I think my analogy works.

I think the desperation comes in when people see their <insert whatever you want to characterise it as> choice being thwarted. Some are so bought into it that they want to see it through come hell or high water, anyone and everything offering an alternative outcome is an enemy to democracy.

Fairness, democracy and all that, all very well and good but they need to be rationalised against reality.

You don't leave on VR without the package being delivered to your account - sorry, but your analogy doesn't work and highlights fundamental issues with Brexit. Not least good old Nige doing one as soon as he got the vote he wanted (and saw what a mess he had help create).

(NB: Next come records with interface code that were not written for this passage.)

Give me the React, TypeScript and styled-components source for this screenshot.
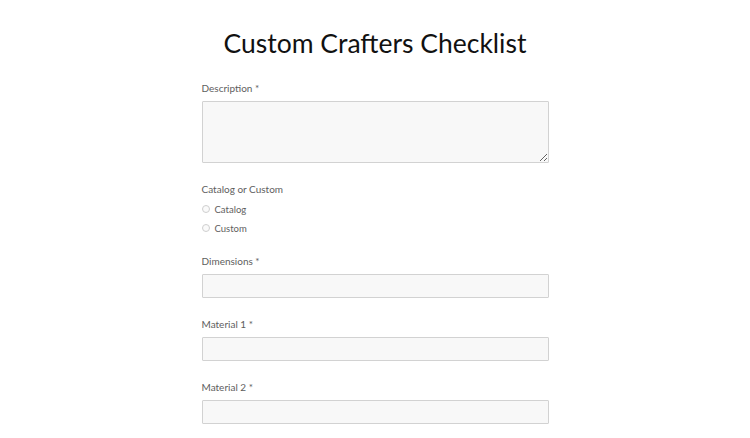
import styled, { createGlobalStyle } from "styled-components";

const GlobalStyle = createGlobalStyle`
  body {
    margin: 0;
    background: #ffffff;
    font-family: Lato, "Open Sans", Arial, sans-serif;
  }
`;

const Page = styled.main`
  display: flex;
  flex-direction: column;
  align-items: center;
  padding-top: 26px;
`;

const Title = styled.h1`
  margin: 0 0 21px;
  font-size: 26.5px;
  line-height: 34px;
  font-weight: 400;
  color: #111111;
`;

const Form = styled.form`
  width: 347px;
  display: flex;
  flex-direction: column;
  gap: 19px;
`;

const Field = styled.div`
  display: flex;
  flex-direction: column;
  gap: 6px;
`;

const Label = styled.label`
  font-size: 10px;
  line-height: 14px;
  color: #5e5e5e;
`;

const baseInput = `
  box-sizing: border-box;
  width: 100%;
  margin: 0;
  border: 1px solid #d2d2d2;
  border-radius: 1px;
  background: #f8f8f8;
  font-family: inherit;
  font-size: 12px;
  color: #333;
  outline: none;
`;

const TextArea = styled.textarea`
  ${baseInput}
  height: 62px;
  padding: 6px 8px;
  resize: vertical;
  display: block;
`;

const TextInput = styled.input`
  ${baseInput}
  height: 24px;
  padding: 0 8px;
  display: block;
`;

const RadioList = styled.div`
  display: flex;
  flex-direction: column;
  gap: 5px;
`;

const RadioRow = styled.label`
  display: flex;
  align-items: center;
  gap: 5px;
  height: 14px;
  font-size: 9.5px;
  color: #5e5e5e;
`;

const Radio = styled.input.attrs({ type: "radio" })`
  appearance: none;
  margin: 0;
  width: 8px;
  height: 8px;
  border: 1px solid #cfcfcf;
  border-radius: 50%;
  background: #fafafa;
  box-sizing: border-box;
`;

const textFields = ["Dimensions *", "Material 1 *", "Material 2 *"];

export default function App() {
  return (
    <>
      <GlobalStyle />
      <Page>
        <Title>Custom Crafters Checklist</Title>
        <Form>
          <Field>
            <Label>Description *</Label>
            <TextArea />
          </Field>
          <Field>
            <Label>Catalog or Custom</Label>
            <RadioList>
              <RadioRow>
                <Radio name="kind" />
                Catalog
              </RadioRow>
              <RadioRow>
                <Radio name="kind" />
                Custom
              </RadioRow>
            </RadioList>
          </Field>
          {textFields.map((name) => (
            <Field key={name}>
              <Label>{name}</Label>
              <TextInput />
            </Field>
          ))}
        </Form>
      </Page>
    </>
  );
}
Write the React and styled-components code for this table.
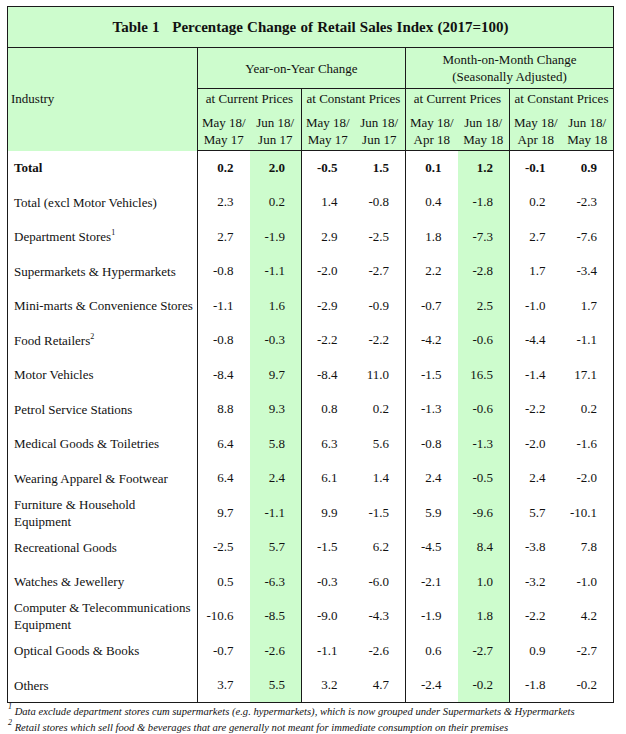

Nigel Farage left UKIP IMMEDIATELY after the Referendum, well before the MESS that Westminster created! He believed, like so many others, that the job was done, and that the politicians would keep their promises!  In that, he was wrong,  as most of them wanted to keep their snouts in the EU trough!

10 hours ago, Gordon R said:

Why is Farage taking stick again? Some seem oblivious to how much he has just achieved.

As for a "confirmatory vote" - just when would this be held.? Who would know what they were voting for and we don't know the trading position after we leave, until we leave. It's pure scaremongering of the worst kind. Those who say we be better off financially or worse off financially after Brexit are delusional. No-one actually knows, but it doesn't stop people spouting junk.

True!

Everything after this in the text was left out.